Taylor Swift is lucky, in that she was just on the cusp of this generation. I’m the same age as Swift, more or less, and feel faintly lucky, too. Many of the online services I used as a young teenager, c. ages 11-14, have gone offline. (Alleluia.) On a number of others, I had the unusual good sense to not use my real name. (That may have been my mom’s idea.)
But I know I, like virtually everyone my age, still left breadcrumbs in the digital ether, perhaps ones I don’t remember, myself. There are always early Facebook uploads, forgotten social accounts, abandoned blogs and diaries. For lolz, try looking up the earliest Facebook photos of your most impressive Facebook friend. With any luck, they’ll be from 2005 or 2006 — and abjectly terrible.

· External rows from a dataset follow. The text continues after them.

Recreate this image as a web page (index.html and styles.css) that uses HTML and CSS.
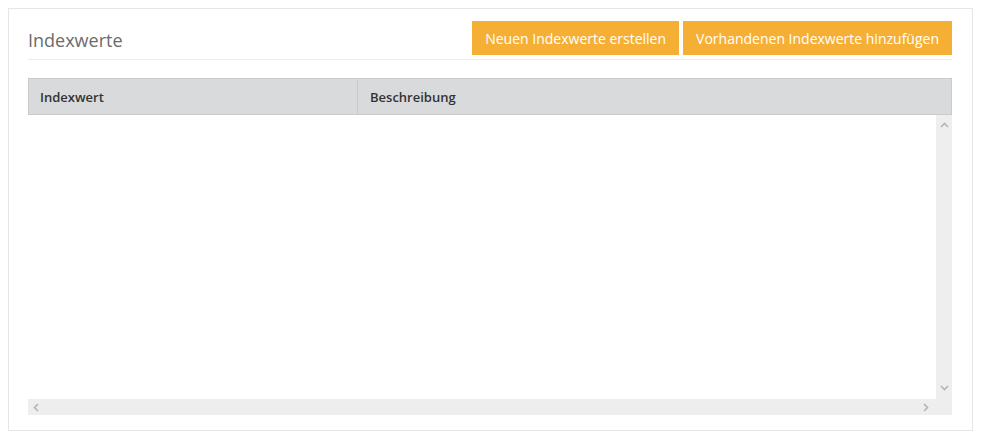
FILE: index.html
```html
<!DOCTYPE html>
<html lang="de">
<head>
<meta charset="utf-8">
<title>Indexwerte</title>
<link rel="stylesheet" href="styles.css">
</head>
<body>
<div class="panel">
  <div class="panel-head">
    <h2 class="title">Indexwerte</h2>
    <div class="actions">
      <button class="btn">Neuen Indexwerte erstellen</button>
      <button class="btn">Vorhandenen Indexwerte hinzufügen</button>
    </div>
  </div>
  <div class="grid">
    <div class="grid-head">
      <div class="col col-1">Indexwert</div>
      <div class="col col-2">Beschreibung</div>
    </div>
    <div class="grid-body">
      <div class="viewport">
        <div class="content"></div>
        <div class="vscroll">
          <svg class="arrow" width="9" height="6" viewBox="0 0 9 6"><path d="M1 5 L4.5 1.5 L8 5" fill="none" stroke="#b4b4b4" stroke-width="1.6"/></svg>
          <svg class="arrow" width="9" height="6" viewBox="0 0 9 6"><path d="M1 1 L4.5 4.5 L8 1" fill="none" stroke="#b4b4b4" stroke-width="1.6"/></svg>
        </div>
      </div>
      <div class="hrow">
        <div class="hscroll">
          <svg class="arrow" width="6" height="9" viewBox="0 0 6 9"><path d="M5 1 L1.5 4.5 L5 8" fill="none" stroke="#b4b4b4" stroke-width="1.6"/></svg>
          <svg class="arrow" width="6" height="9" viewBox="0 0 6 9"><path d="M1 1 L4.5 4.5 L1 8" fill="none" stroke="#b4b4b4" stroke-width="1.6"/></svg>
        </div>
        <div class="corner"></div>
      </div>
    </div>
  </div>
</div>
</body>
</html>
```
FILE: styles.css
```css
html, body {
  margin: 0;
  padding: 0;
  background: #ffffff;
}
body {
  font-family: "Open Sans", "Liberation Sans", sans-serif;
  padding: 8px 10px 0 8px;
}
.panel {
  border: 1px solid #e3e7ea;
  padding: 12px 20px 15px 19px;
  height: 423px;
  box-sizing: border-box;
  display: flex;
  flex-direction: column;
}
.panel-head {
  display: flex;
  justify-content: space-between;
  align-items: flex-start;
  border-bottom: 1px solid #eceeef;
  padding-bottom: 4px;
}
.title {
  margin: 5px 0 0 0;
  font-size: 18px;
  font-weight: 400;
  color: #6b6b6b;
  line-height: 28px;
}
.actions {
  display: flex;
  gap: 4px;
}
.btn {
  background: #f6af35;
  color: #ffffff;
  border: none;
  font-family: "Open Sans", "Liberation Sans", sans-serif;
  font-size: 14px;
  height: 34px;
  padding: 0 13px;
  cursor: pointer;
}
.grid {
  margin-top: 18px;
  flex: 1;
  display: flex;
  flex-direction: column;
}
.grid-head {
  display: flex;
  background: #d9dadc;
  border: 1px solid #c9cacc;
  height: 37px;
  box-sizing: border-box;
}
.col {
  font-size: 13px;
  font-weight: 600;
  color: #333333;
  display: flex;
  align-items: center;
}
.col-1 {
  width: 317px;
  padding-left: 11px;
  border-right: 1px solid #c9cacc;
}
.col-2 {
  flex: 1;
  padding-left: 12px;
}
.grid-body {
  flex: 1;
  display: flex;
  flex-direction: column;
}
.viewport {
  flex: 1;
  display: flex;
}
.content {
  flex: 1;
}
.vscroll {
  width: 16px;
  background: #eeeeee;
  display: flex;
  flex-direction: column;
  justify-content: space-between;
  align-items: center;
  padding: 7px 0 8px;
}
.hrow {
  display: flex;
  height: 16px;
}
.hscroll {
  flex: 1;
  background: #eeeeee;
  display: flex;
  justify-content: space-between;
  align-items: center;
  padding: 0 7px 0 5px;
}
.corner {
  width: 16px;
  background: #eeeeee;
}
.arrow {
  display: block;
}
```
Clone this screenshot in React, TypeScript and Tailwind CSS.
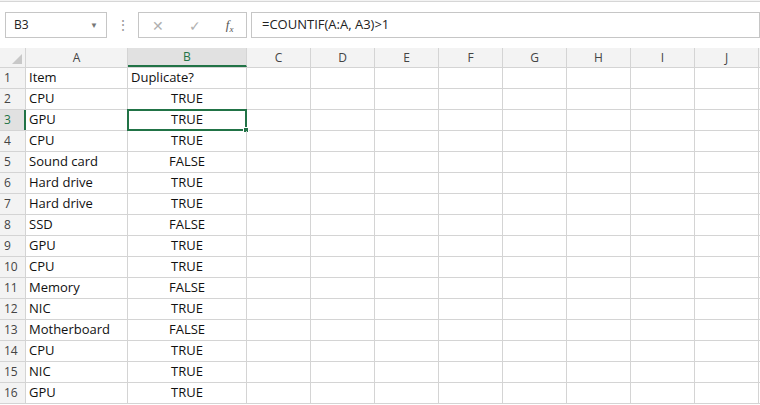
import React from "react";

const rows: [string, string][] = [
  ["Item", "Duplicate?"],
  ["CPU", "TRUE"],
  ["GPU", "TRUE"],
  ["CPU", "TRUE"],
  ["Sound card", "FALSE"],
  ["Hard drive", "TRUE"],
  ["Hard drive", "TRUE"],
  ["SSD", "FALSE"],
  ["GPU", "TRUE"],
  ["CPU", "TRUE"],
  ["Memory", "FALSE"],
  ["NIC", "TRUE"],
  ["Motherboard", "FALSE"],
  ["CPU", "TRUE"],
  ["NIC", "TRUE"],
  ["GPU", "TRUE"],
];
const cols = ["C", "D", "E", "F", "G", "H", "I", "J"];

export default function App() {
  return (
    <div className="w-[760px] h-[405px] overflow-hidden bg-white relative" style={{ fontFamily: '"Open Sans", "Liberation Sans", sans-serif' }}>
      <div className="h-[2px] bg-[#f3f3f3] border-b border-[#d6d6d6]" />
      <div className="flex items-center h-[46px] pt-[10px] pb-[10px] bg-white">
        <div className="ml-[5px] w-[102px] h-[26px] border border-[#c6c6c6] flex items-center justify-between px-[8px] text-[12px] text-[#222]">
          <span>B3</span>
          <span className="text-[8px] text-[#777]">▼</span>
        </div>
        <div className="w-[31px] flex justify-center text-[#999] text-[14px] leading-none">⋮</div>
        <div className="w-[109px] h-[26px] border border-[#c6c6c6] flex items-center justify-around text-[#b0b0b0] text-[14px]">
          <span>✕</span>
          <span>✓</span>
          <span className="italic text-[#555] text-[13px]" style={{ fontFamily: '"Liberation Serif", serif' }}>f<sub className="text-[9px]">x</sub></span>
        </div>
        <div className="ml-[4px] flex-1 h-[26px] border border-[#c6c6c6] flex items-center px-[10px] text-[13px] text-[#222]">=COUNTIF(A:A, A3)&gt;1</div>
      </div>
      <div className="flex h-[20px] bg-[#f3f3f3] border-b border-[#d4d4d4] text-[12px] text-[#444]">
        <div className="w-[26px] border-r border-[#d4d4d4] relative">
          <div className="absolute right-[3px] bottom-[3px] w-0 h-0 border-l-[10px] border-l-transparent border-b-[10px] border-b-[#c8c8c8]" />
        </div>
        <div className="w-[102px] border-r border-[#d4d4d4] flex items-center justify-center">A</div>
        <div className="w-[119px] bg-[#e1e1e1] border-r border-[#d4d4d4] border-b-2 border-b-[#217346] flex items-center justify-center text-[#217346]">B</div>
        {cols.map((c) => (
          <div key={c} className="w-[64px] shrink-0 border-r border-[#d4d4d4] flex items-center justify-center">{c}</div>
        ))}
      </div>
      {rows.map(([a, b], i) => (
        <div key={i} className="flex h-[21px] border-b border-[#d4d4d4] text-[13px] text-[#111]">
          <div className={`w-[26px] shrink-0 flex items-center pl-[4px] text-[12px] ${i === 2 ? "bg-[#e1e1e1] border-r-2 border-r-[#217346] text-[#217346]" : "bg-[#f3f3f3] border-r border-[#d4d4d4] text-[#444]"}`}>{i + 1}</div>
          <div className="w-[102px] shrink-0 border-r border-[#d4d4d4] flex items-center pl-[3px]">{a}</div>
          <div className={`w-[119px] shrink-0 border-r border-[#d4d4d4] flex items-center ${i === 0 ? "pl-[3px]" : "justify-center"} relative`}>
            {b}
            {i === 2 && (
              <>
                <div className="absolute -left-[1px] -top-[1px] -right-[1px] -bottom-[1px] border-2 border-[#217346]" />
                <div className="absolute -right-[3px] -bottom-[3px] w-[6px] h-[6px] bg-[#217346] border border-white" />
              </>
            )}
          </div>
          {cols.map((c) => (
            <div key={c} className="w-[64px] shrink-0 border-r border-[#d4d4d4]" />
          ))}
        </div>
      ))}
    </div>
  );
}
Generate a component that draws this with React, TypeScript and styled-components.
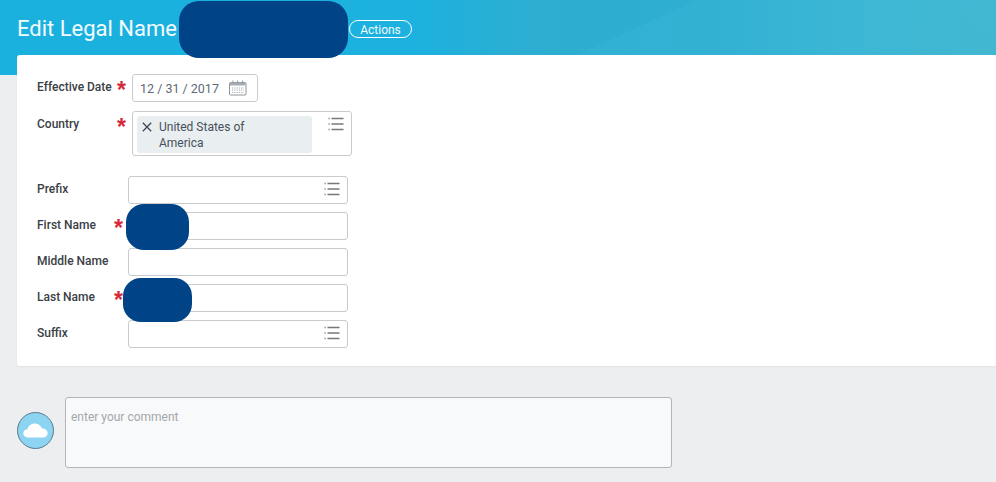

Harmless, perhaps, like “Paco’s Paradise Smoothies.” But mortifying, nonetheless!
Given all this, it’s no wonder that anonymous apps and services have become so popular among teens. Shedding one’s real name isn’t just an opportunity to say/do whatever you like; it’s a rare chance to go “off the record,” to not anchor yourself eternally to whatever you’re feeling or seeing or filming at one particular moment in time. In fact, per an early 2014 report by the Intelligence Group, a market research firm, 55 percent of teenagers said they don’t like “things that last forever online.”
Things that last forever can’t simply be shaken off.